The calibrated excitation vector is then used as the target signals for analysis in excitation space mapping for the output rate of 12.2 kbps. The unquantized adaptive codebook parameters of 4.75 kbps as an initial estimate in the closed-loop adaptive codebook search of 12.2 kbps. The adaptive codebook is searched within a small interval of the initial estimate, at the accuracy of ⅙ required by the 12.2 kbps codec. The adaptive codebook gain is then determined for the best code-vector and the adaptive code-vector contribution is removed from the calibrated excitation. The result is filtered using a filter to produce the target signal for the fixed-codebook search.
The fixed-codebook is then searched in the filtered excitation space by a fast technique to obtain indices to form a 10 pulse codeword vector according to the 12.2 kbps codec. Also the filtered excitation space is used to compute the fixed-codebook gain of the 12.2 kbps codec.
The trans-rating from 4.75 kbps to 12.2 kbps can also employ the other noted mapping methods. This allows the trans-rating to adapt to the available computation resources in real-time applications.
Other CELP Transcoders
The invention of adaptive codebook computation described in this document is generic to all multi-rate voice coders and applies to any voice trans-rating in known multi-rate voice codecs such as G.723.1, G.728, AMR, EVRC, QCELP, MPEG-4 CELP, SMV, AMR-WB, VMR and all other future CELP-based voice codecs that make use of multi-rate coding.
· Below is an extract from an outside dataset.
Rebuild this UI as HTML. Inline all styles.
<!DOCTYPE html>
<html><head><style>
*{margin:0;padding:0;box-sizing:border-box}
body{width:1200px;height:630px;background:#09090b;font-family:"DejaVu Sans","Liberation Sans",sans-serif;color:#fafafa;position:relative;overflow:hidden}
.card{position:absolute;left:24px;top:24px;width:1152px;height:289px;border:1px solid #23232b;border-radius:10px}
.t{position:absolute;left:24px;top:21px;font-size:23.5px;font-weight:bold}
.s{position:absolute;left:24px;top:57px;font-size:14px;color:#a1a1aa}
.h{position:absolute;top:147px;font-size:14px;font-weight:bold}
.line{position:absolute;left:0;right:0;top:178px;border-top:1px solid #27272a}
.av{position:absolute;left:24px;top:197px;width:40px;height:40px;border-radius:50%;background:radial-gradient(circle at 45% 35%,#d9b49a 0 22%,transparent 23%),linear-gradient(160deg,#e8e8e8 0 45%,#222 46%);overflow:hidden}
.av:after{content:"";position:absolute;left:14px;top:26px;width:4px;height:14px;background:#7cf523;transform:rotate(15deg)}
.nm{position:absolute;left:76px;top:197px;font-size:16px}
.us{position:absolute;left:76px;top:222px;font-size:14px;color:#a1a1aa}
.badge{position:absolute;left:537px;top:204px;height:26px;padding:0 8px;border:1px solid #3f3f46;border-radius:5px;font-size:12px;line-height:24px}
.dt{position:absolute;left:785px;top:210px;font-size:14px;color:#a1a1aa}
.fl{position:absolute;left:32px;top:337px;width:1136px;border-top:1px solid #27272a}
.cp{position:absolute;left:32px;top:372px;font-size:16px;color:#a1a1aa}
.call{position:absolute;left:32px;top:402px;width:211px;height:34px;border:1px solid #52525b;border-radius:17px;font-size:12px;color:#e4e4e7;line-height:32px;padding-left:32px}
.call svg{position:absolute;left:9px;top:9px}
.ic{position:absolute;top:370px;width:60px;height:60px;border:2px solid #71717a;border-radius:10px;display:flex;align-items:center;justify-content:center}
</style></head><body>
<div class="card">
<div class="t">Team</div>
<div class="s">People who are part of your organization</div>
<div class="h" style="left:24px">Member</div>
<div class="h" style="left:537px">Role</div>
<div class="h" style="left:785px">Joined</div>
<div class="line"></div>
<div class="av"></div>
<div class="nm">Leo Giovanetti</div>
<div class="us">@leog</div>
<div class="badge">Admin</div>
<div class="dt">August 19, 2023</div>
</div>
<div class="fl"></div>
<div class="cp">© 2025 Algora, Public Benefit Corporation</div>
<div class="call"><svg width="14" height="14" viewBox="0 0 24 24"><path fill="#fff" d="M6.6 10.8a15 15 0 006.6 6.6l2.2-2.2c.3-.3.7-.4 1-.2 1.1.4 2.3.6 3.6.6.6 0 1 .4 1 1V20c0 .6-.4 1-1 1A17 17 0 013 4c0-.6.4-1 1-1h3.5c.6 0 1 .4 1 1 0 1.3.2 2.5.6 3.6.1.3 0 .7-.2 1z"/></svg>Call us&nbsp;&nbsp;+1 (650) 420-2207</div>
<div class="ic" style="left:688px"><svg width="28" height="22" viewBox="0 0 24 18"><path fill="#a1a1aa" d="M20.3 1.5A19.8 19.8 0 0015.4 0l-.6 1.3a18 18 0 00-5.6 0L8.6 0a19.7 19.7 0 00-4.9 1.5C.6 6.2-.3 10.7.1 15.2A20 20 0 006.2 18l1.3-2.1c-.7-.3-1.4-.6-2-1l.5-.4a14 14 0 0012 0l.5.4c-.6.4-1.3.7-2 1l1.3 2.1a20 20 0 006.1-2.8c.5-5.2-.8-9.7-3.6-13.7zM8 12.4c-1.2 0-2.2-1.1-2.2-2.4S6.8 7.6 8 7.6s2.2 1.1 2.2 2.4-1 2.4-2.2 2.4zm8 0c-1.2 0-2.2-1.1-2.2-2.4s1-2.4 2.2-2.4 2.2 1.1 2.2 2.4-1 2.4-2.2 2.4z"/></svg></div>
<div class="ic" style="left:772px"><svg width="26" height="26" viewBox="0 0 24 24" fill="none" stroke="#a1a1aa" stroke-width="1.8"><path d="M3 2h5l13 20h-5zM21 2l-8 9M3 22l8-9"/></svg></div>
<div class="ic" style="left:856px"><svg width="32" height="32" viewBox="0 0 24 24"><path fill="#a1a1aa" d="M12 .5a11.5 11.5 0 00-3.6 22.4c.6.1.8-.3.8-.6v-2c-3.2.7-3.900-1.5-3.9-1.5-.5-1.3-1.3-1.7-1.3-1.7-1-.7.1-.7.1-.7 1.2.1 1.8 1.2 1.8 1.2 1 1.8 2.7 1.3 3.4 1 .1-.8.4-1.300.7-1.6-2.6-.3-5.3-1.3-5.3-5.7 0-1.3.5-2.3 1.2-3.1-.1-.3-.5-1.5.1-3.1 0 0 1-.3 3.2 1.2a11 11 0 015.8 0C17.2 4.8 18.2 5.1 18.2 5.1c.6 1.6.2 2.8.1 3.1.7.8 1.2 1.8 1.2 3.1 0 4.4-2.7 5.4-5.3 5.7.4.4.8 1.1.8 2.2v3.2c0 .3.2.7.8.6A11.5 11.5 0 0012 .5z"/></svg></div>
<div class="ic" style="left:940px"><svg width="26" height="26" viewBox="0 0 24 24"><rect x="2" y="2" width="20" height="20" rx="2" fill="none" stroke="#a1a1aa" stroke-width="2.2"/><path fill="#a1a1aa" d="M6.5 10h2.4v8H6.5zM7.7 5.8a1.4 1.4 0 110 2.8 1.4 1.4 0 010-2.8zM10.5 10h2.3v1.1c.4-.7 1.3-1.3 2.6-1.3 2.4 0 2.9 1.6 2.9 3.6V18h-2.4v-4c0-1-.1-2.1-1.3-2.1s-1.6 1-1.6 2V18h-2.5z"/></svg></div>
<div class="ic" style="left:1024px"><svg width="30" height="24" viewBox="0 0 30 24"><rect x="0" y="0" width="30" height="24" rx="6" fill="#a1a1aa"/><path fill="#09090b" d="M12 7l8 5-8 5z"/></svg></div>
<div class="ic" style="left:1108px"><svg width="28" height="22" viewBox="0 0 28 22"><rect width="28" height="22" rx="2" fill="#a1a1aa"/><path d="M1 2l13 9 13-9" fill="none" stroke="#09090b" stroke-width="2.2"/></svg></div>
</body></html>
The invention has been explained with reference to specific embodiment to enable any person skilled in the art to make or use the invention. Various modifications will be apparent to those skilled in the art, and the generic principles defined herein may be applied to other embodiments without the use of the inventive faculty. Thus, the present invention is not intended to be limited to the embodiments shown herein but is to be accorded with the widest scope consistent with the principles and novel features disclosed herein as indicated by the claims.